Crate zhconv

Crate zhconv 

Source
Expand description

zhconv-rs converts Chinese between Traditional, Simplified and regional variants, using rulesets sourced from zhConversion.php by MediaWiki and Chinese Wikipedia and OpenCC, which are merged, flattened and then precompiled into Aho-Corasick automata by daachorse for single-pass, linear-time conversions.

The non-default feature opencc enables additional OpenCC dictionaries. Unlike other implementations, dictionaries cannot be chosen (enabled or disabled partly) at runtime since they are merged and precompiled into separate automata for each target variant.

As with MediaWiki and OpenCC, the accuracy is generally acceptable while limited. The converter optionally supports additional conversion rules in MediaWiki syntax (refer to conversion groups and manual conversion rules on Chinese Wikipedia), external rules defined line by line, and custom conversions defined by (FROM, TO) pairs. Prebuilding converter with custom rules or dictionaries is not yet supported.

§Usage

The crate is on crates.io.

[dependencies]
zhconv = { version = "?", features = ["opencc"] } # enable additional OpenCC dictionaries

§Example

Basic conversion:

use zhconv::{zhconv, Variant};
assert_eq!(zhconv("天干物燥 小心火烛", "zh-Hant".parse().unwrap()), "天乾物燥 小心火燭");
assert_eq!(zhconv("鼠曲草", Variant::ZhHant), "鼠麴草");
assert_eq!(zhconv("阿拉伯联合酋长国", Variant::ZhHant), "阿拉伯聯合酋長國");
assert_eq!(zhconv("阿拉伯联合酋长国", Variant::ZhTW), "阿拉伯聯合大公國");

With MediaWiki conversion syntax:

use zhconv::{zhconv_mw, Variant};
assert_eq!(zhconv_mw("天-{干}-物燥 小心火烛", "zh-Hant".parse::<Variant>().unwrap()), "天干物燥 小心火燭");
assert_eq!(zhconv_mw("-{zh-tw:鼠麴草;zh-cn:香茅}-是菊科草本植物。", Variant::ZhCN), "香茅是菊科草本植物。");
assert_eq!(zhconv_mw("菊科草本植物包括-{zh-tw:鼠麴草;zh-cn:香茅;}-等。", Variant::ZhTW), "菊科草本植物包括鼠麴草等。
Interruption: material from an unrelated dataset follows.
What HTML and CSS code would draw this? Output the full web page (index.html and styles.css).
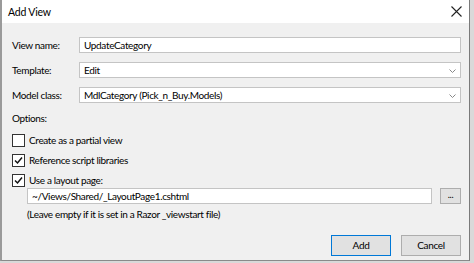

");

Set global rules inline (note that such rules always apply globally regardless of their location, unlike in MediaWiki where they affect only the text that follows):

use zhconv::{zhconv_mw, Variant};
assert_eq!(zhconv_mw("-{H|zh:馬;zh-cn:鹿;}-馬克思主義", Variant::ZhCN), "鹿克思主义"); // add
assert_eq!(zhconv_mw("&二極體\n-{-|zh-hans:二极管; zh-hant:二極體}-\n", Variant::ZhCN), "&二极体\n\n"); // remove

To load or add additional conversion rules such as CGroups or (FROM, TO) pairs, see ZhConverterBuilder.

Other useful function:

use zhconv::{is_hans, is_hans_confidence, infer_variant, infer_variant_confidence};
assert!(!is_hans("秋冬濁而春夏清,晞於朝而生於夕"));
assert!(is_hans_confidence("滴瀝明花苑,葳蕤泫竹叢") < 0.5);
println!("{}", infer_variant("錦字緘愁過薊水,寒衣將淚到遼城"));
println!("{:?}", infer_variant_confidence("zhconv-rs 中文简繁及地區詞轉換"));

Re-exports§

pub use self::converters::get_builtin_converter;
pub use self::tables::get_builtin_tables;
pub use self::variant::Variant;

Modules§

converters
Built-in converters built from tables.
pagerules
Struct to extract global rules from wikitext.
rule
Structs and functions for processing conversion rule, as is defined in ConverterRule.php.
tables
Built-in conversion tables sourced from zhConversion.php (maintained by MediaWiki and Chinese Wikipedia) and OpenCC.
variant
Structs for handling variants and mapping of variants.

Structs§

ZhConverter
A ZhConverter, built by ZhConverterBuilder.
ZhConverterBuilder
A builder that helps build a ZhConverter.

Traits§

TruncatedAround
A helper trait that truncates a str around a specified index in constant time (O(1)), intended to be used with is_hans and etc.

Functions§

infer_variant
Determine the Chinese variant of the input text.
infer_variant_confidence
Determine the Chinese variant of the input text with confidence.
is_hans
Determine whether the given text looks like Simplified Chinese over Traditional Chinese.
is_hans_confidence
Determine whether the given text looks like Simplified Chinese over Traditional Chinese.
zhconv
Helper function for general conversion using built-in converters.
zhconv_mw
Helper function for general conversion, activating wikitext support.